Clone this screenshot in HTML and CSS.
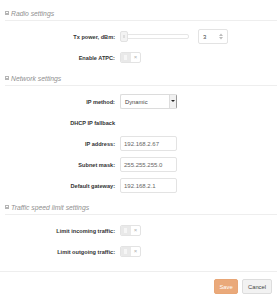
FILE: index.html
```html
<!DOCTYPE html>
<html lang="en">
<head>
    <meta charset="UTF-8"/>
    <meta content="width=device-width, initial-scale=1.0" name="viewport"/>
    <title>Wireless Settings</title>
    <link rel="stylesheet" href="styles.css">
</head>
<body>
<form class="settings">
    <!-- Radio -->
    <div class="section">
        <h3 class="section-title"><span class="collapse-icon"></span>Radio settings</h3>
        <div class="section-body">
            <div class="row">
                <label class="row-label">Tx power, dBm:</label>
                <div class="slider">
                    <span class="slider-track"></span>
                    <span class="slider-handle"></span>
                </div>
                <div class="spinner">
                    <span class="spinner-value">3</span>
                    <svg class="spinner-arrows" width="4" height="7" viewBox="0 0 4 7">
                        <path d="M0 3 L2 0.5 L4 3 Z M0 4 L2 6.5 L4 4 Z" fill="#bbb"/>
                    </svg>
                </div>
            </div>
            <div class="row">
                <label class="row-label">Enable ATPC:</label>
                <div class="toggle"><span class="toggle-knob"></span><span class="toggle-x">&times;</span></div>
            </div>
        </div>
    </div>

    <!-- Network -->
    <div class="section">
        <h3 class="section-title"><span class="collapse-icon"></span>Network settings</h3>
        <div class="section-body">
            <div class="row">
                <label class="row-label">IP method:</label>
                <div class="select">
                    <span class="select-value">Dynamic</span>
                    <span class="select-arrow"></span>
                </div>
            </div>
            <div class="row">
                <span class="row-label">DHCP IP fallback</span>
            </div>
            <div class="row">
                <label class="row-label">IP address:</label>
                <div class="text-input">192.168.2.67</div>
            </div>
            <div class="row">
                <label class="row-label">Subnet mask:</label>
                <div class="text-input">255.255.255.0</div>
            </div>
            <div class="row">
                <label class="row-label">Default gateway:</label>
                <div class="text-input">192.168.2.1</div>
            </div>
        </div>
    </div>

    <!-- Traffic -->
    <div class="section section-last">
        <h3 class="section-title"><span class="collapse-icon"></span>Traffic speed limit settings</h3>
        <div class="section-body">
            <div class="row">
                <label class="row-label">Limit incoming traffic:</label>
                <div class="toggle"><span class="toggle-knob"></span><span class="toggle-x">&times;</span></div>
            </div>
            <div class="row">
                <label class="row-label">Limit outgoing traffic:</label>
                <div class="toggle"><span class="toggle-knob"></span><span class="toggle-x">&times;</span></div>
            </div>
        </div>
    </div>

    <div class="form-actions">
        <button type="button" class="btn btn-save">Save</button>
        <button type="button" class="btn btn-cancel">Cancel</button>
    </div>
</form>
</body>
</html>
```

FILE: styles.css
```css
/* Base */
body {
    margin: 0;
    padding: 0;
    width: 277px;
    background-color: #ffffff;
    font-family: "Liberation Sans", Arial, sans-serif;
    color: #333333;
}

.settings {
    padding-top: 6px;
}

/* Section headers */
.section + .section {
    margin-top: 3px;
}

.section-last {
    margin-top: 4px !important;
}

.section-title {
    display: flex;
    align-items: center;
    gap: 2px;
    margin: 0 0 0 5px;
    height: 14px;
    font-size: 6.8px;
    font-style: italic;
    font-weight: normal;
    color: #8f8f8f;
    border-bottom: 1px solid #eeeeee;
}

.collapse-icon {
    position: relative;
    width: 4px;
    height: 4px;
    border: 1px solid #b5b5b5;
    box-sizing: border-box;
}

.collapse-icon::after {
    content: "";
    position: absolute;
    left: 0;
    right: 0;
    top: 1px;
    height: 1px;
    background-color: #b5b5b5;
}

.section-body {
    padding-top: 5px;
}

/* Rows */
.row {
    display: flex;
    align-items: center;
    height: 21px;
}

.row-label {
    width: 115px;
    margin-right: 5px;
    text-align: right;
    font-size: 5.6px;
    font-weight: bold;
    color: #333333;
}

/* Slider */
.slider {
    position: relative;
    width: 69px;
    height: 11px;
}

.slider-track {
    position: absolute;
    left: 2px;
    right: 0;
    top: 3px;
    height: 5px;
    border: 1px solid #e6e6e6;
    border-radius: 2px;
    box-sizing: border-box;
    background-color: #ffffff;
}

.slider-handle {
    position: absolute;
    left: 0;
    top: 0;
    width: 8px;
    height: 11px;
    border: 1px solid #e2e2e2;
    border-radius: 2px;
    box-sizing: border-box;
    background-color: #f3f3f3;
}

.slider-handle::after {
    content: "";
    position: absolute;
    left: 2px;
    top: 3px;
    width: 2px;
    height: 3px;
    background-color: #dddddd;
}

/* Number spinner */
.spinner {
    display: flex;
    align-items: center;
    justify-content: space-between;
    margin-left: 9px;
    width: 30px;
    height: 15px;
    padding: 0 4px 0 4px;
    border: 1px solid #e3e3e3;
    border-radius: 2px;
    box-sizing: border-box;
    font-size: 6px;
    color: #444444;
}

/* Toggle */
.toggle {
    display: flex;
    width: 21px;
    height: 11px;
    border: 1px solid #e3e3e3;
    border-radius: 2px;
    box-sizing: border-box;
    overflow: hidden;
}

.toggle-knob {
    position: relative;
    width: 10px;
    background-color: #e9e9e9;
}

.toggle-knob::after {
    content: "";
    position: absolute;
    left: 3px;
    top: 2px;
    width: 3px;
    height: 5px;
    background-color: #f6f6f6;
}

.toggle-x {
    flex: 1;
    text-align: center;
    font-size: 6px;
    line-height: 9px;
    color: #b0b0b0;
}

/* Select */
.select {
    display: flex;
    align-items: center;
    justify-content: space-between;
    width: 57px;
    height: 15px;
    padding-left: 4px;
    border: 1px solid #dcdcdc;
    border-right-color: #999999;
    border-radius: 2px;
    box-sizing: border-box;
    font-size: 5.8px;
    color: #444444;
}

.select-arrow {
    position: relative;
    width: 6px;
    height: 13px;
    background-color: #f1f1f1;
    border-left: 1px solid #dddddd;
}

.select-arrow::after {
    content: "";
    position: absolute;
    left: 1px;
    top: 5px;
    border-left: 2px solid transparent;
    border-right: 2px solid transparent;
    border-top: 2px solid #222222;
}

/* Text input */
.text-input {
    display: flex;
    align-items: center;
    width: 57px;
    height: 15px;
    padding-left: 3px;
    border: 1px solid #e3e3e3;
    border-radius: 2px;
    box-sizing: border-box;
    font-size: 6px;
    color: #666666;
}

/* Footer buttons */
.form-actions {
    display: flex;
    justify-content: flex-end;
    gap: 4px;
    margin-top: 9px;
    padding: 7px 5px 0;
    border-top: 1px solid #eeeeee;
}

.btn {
    height: 15px;
    padding: 0;
    border-radius: 2px;
    font-family: "Liberation Sans", Arial, sans-serif;
    font-size: 5.8px;
    cursor: pointer;
}

.btn-save {
    width: 24px;
    border: 1px solid #e8a676;
    background-color: #eaa97a;
    color: #ffffff;
}

.btn-cancel {
    width: 30px;
    border: 1px solid #dddddd;
    background-color: #f2f2f2;
    color: #444444;
}
```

==================================================

Omitting all images, print the listing exactly.

Expected answer:
Clone this screenshot in HTML and CSS.
FILE: index.html
```html
<!DOCTYPE html>
<html lang="en">
<head>
    <meta charset="UTF-8"/>
    <meta content="width=device-width, initial-scale=1.0" name="viewport"/>
    <title>Wireless Settings</title>
    <link rel="stylesheet" href="styles.css">
</head>
<body>
<form class="settings">
    <!-- Radio -->
    <div class="section">
        <h3 class="section-title"><span class="collapse-icon"></span>Radio settings</h3>
        <div class="section-body">
            <div class="row">
                <label class="row-label">Tx power, dBm:</label>
                <div class="slider">
                    <span class="slider-track"></span>
                    <span class="slider-handle"></span>
                </div>
                <div class="spinner">
                    <span class="spinner-value">3</span>
                    <svg class="spinner-arrows" width="4" height="7" viewBox="0 0 4 7">
                        <path d="M0 3 L2 0.5 L4 3 Z M0 4 L2 6.5 L4 4 Z" fill="#bbb"/>
                    </svg>
                </div>
            </div>
            <div class="row">
                <label class="row-label">Enable ATPC:</label>
                <div class="toggle"><span class="toggle-knob"></span><span class="toggle-x">&times;</span></div>
            </div>
        </div>
    </div>

    <!-- Network -->
    <div class="section">
        <h3 class="section-title"><span class="collapse-icon"></span>Network settings</h3>
        <div class="section-body">
            <div class="row">
                <label class="row-label">IP method:</label>
                <div class="select">
                    <span class="select-value">Dynamic</span>
                    <span class="select-arrow"></span>
                </div>
            </div>
            <div class="row">
                <span class="row-label">DHCP IP fallback</span>
            </div>
            <div class="row">
                <label class="row-label">IP address:</label>
                <div class="text-input">192.168.2.67</div>
            </div>
            <div class="row">
                <label class="row-label">Subnet mask:</label>
                <div class="text-input">255.255.255.0</div>
            </div>
            <div class="row">
                <label class="row-label">Default gateway:</label>
                <div class="text-input">192.168.2.1</div>
            </div>
        </div>
    </div>

    <!-- Traffic -->
    <div class="section section-last">
        <h3 class="section-title"><span class="collapse-icon"></span>Traffic speed limit settings</h3>
        <div class="section-body">
            <div class="row">
                <label class="row-label">Limit incoming traffic:</label>
                <div class="toggle"><span class="toggle-knob"></span><span class="toggle-x">&times;</span></div>
            </div>
            <div class="row">
                <label class="row-label">Limit outgoing traffic:</label>
                <div class="toggle"><span class="toggle-knob"></span><span class="toggle-x">&times;</span></div>
            </div>
        </div>
    </div>

    <div class="form-actions">
        <button type="button" class="btn btn-save">Save</button>
        <button type="button" class="btn btn-cancel">Cancel</button>
    </div>
</form>
</body>
</html>
```

FILE: styles.css
```css
/* Base */
body {
    margin: 0;
    padding: 0;
    width: 277px;
    background-color: #ffffff;
    font-family: "Liberation Sans", Arial, sans-serif;
    color: #333333;
}

.settings {
    padding-top: 6px;
}

/* Section headers */
.section + .section {
    margin-top: 3px;
}

.section-last {
    margin-top: 4px !important;
}

.section-title {
    display: flex;
    align-items: center;
    gap: 2px;
    margin: 0 0 0 5px;
    height: 14px;
    font-size: 6.8px;
    font-style: italic;
    font-weight: normal;
    color: #8f8f8f;
    border-bottom: 1px solid #eeeeee;
}

.collapse-icon {
    position: relative;
    width: 4px;
    height: 4px;
    border: 1px solid #b5b5b5;
    box-sizing: border-box;
}

.collapse-icon::after {
    content: "";
    position: absolute;
    left: 0;
    right: 0;
    top: 1px;
    height: 1px;
    background-color: #b5b5b5;
}

.section-body {
    padding-top: 5px;
}

/* Rows */
.row {
    display: flex;
    align-items: center;
    height: 21px;
}

.row-label {
    width: 115px;
    margin-right: 5px;
    text-align: right;
    font-size: 5.6px;
    font-weight: bold;
    color: #333333;
}

/* Slider */
.slider {
    position: relative;
    width: 69px;
    height: 11px;
}

.slider-track {
    position: absolute;
    left: 2px;
    right: 0;
    top: 3px;
    height: 5px;
    border: 1px solid #e6e6e6;
    border-radius: 2px;
    box-sizing: border-box;
    background-color: #ffffff;
}

.slider-handle {
    position: absolute;
    left: 0;
    top: 0;
    width: 8px;
    height: 11px;
    border: 1px solid #e2e2e2;
    border-radius: 2px;
    box-sizing: border-box;
    background-color: #f3f3f3;
}

.slider-handle::after {
    content: "";
    position: absolute;
    left: 2px;
    top: 3px;
    width: 2px;
    height: 3px;
    background-color: #dddddd;
}

/* Number spinner */
.spinner {
    display: flex;
    align-items: center;
    justify-content: space-between;
    margin-left: 9px;
    width: 30px;
    height: 15px;
    padding: 0 4px 0 4px;
    border: 1px solid #e3e3e3;
    border-radius: 2px;
    box-sizing: border-box;
    font-size: 6px;
    color: #444444;
}

/* Toggle */
.toggle {
    display: flex;
    width: 21px;
    height: 11px;
    border: 1px solid #e3e3e3;
    border-radius: 2px;
    box-sizing: border-box;
    overflow: hidden;
}

.toggle-knob {
    position: relative;
    width: 10px;
    background-color: #e9e9e9;
}

.toggle-knob::after {
    content: "";
    position: absolute;
    left: 3px;
    top: 2px;
    width: 3px;
    height: 5px;
    background-color: #f6f6f6;
}

.toggle-x {
    flex: 1;
    text-align: center;
    font-size: 6px;
    line-height: 9px;
    color: #b0b0b0;
}

/* Select */
.select {
    display: flex;
    align-items: center;
    justify-content: space-between;
    width: 57px;
    height: 15px;
    padding-left: 4px;
    border: 1px solid #dcdcdc;
    border-right-color: #999999;
    border-radius: 2px;
    box-sizing: border-box;
    font-size: 5.8px;
    color: #444444;
}

.select-arrow {
    position: relative;
    width: 6px;
    height: 13px;
    background-color: #f1f1f1;
    border-left: 1px solid #dddddd;
}

.select-arrow::after {
    content: "";
    position: absolute;
    left: 1px;
    top: 5px;
    border-left: 2px solid transparent;
    border-right: 2px solid transparent;
    border-top: 2px solid #222222;
}

/* Text input */
.text-input {
    display: flex;
    align-items: center;
    width: 57px;
    height: 15px;
    padding-left: 3px;
    border: 1px solid #e3e3e3;
    border-radius: 2px;
    box-sizing: border-box;
    font-size: 6px;
    color: #666666;
}

/* Footer buttons */
.form-actions {
    display: flex;
    justify-content: flex-end;
    gap: 4px;
    margin-top: 9px;
    padding: 7px 5px 0;
    border-top: 1px solid #eeeeee;
}

.btn {
    height: 15px;
    padding: 0;
    border-radius: 2px;
    font-family: "Liberation Sans", Arial, sans-serif;
    font-size: 5.8px;
    cursor: pointer;
}

.btn-save {
    width: 24px;
    border: 1px solid #e8a676;
    background-color: #eaa97a;
    color: #ffffff;
}

.btn-cancel {
    width: 30px;
    border: 1px solid #dddddd;
    background-color: #f2f2f2;
    color: #444444;
}
```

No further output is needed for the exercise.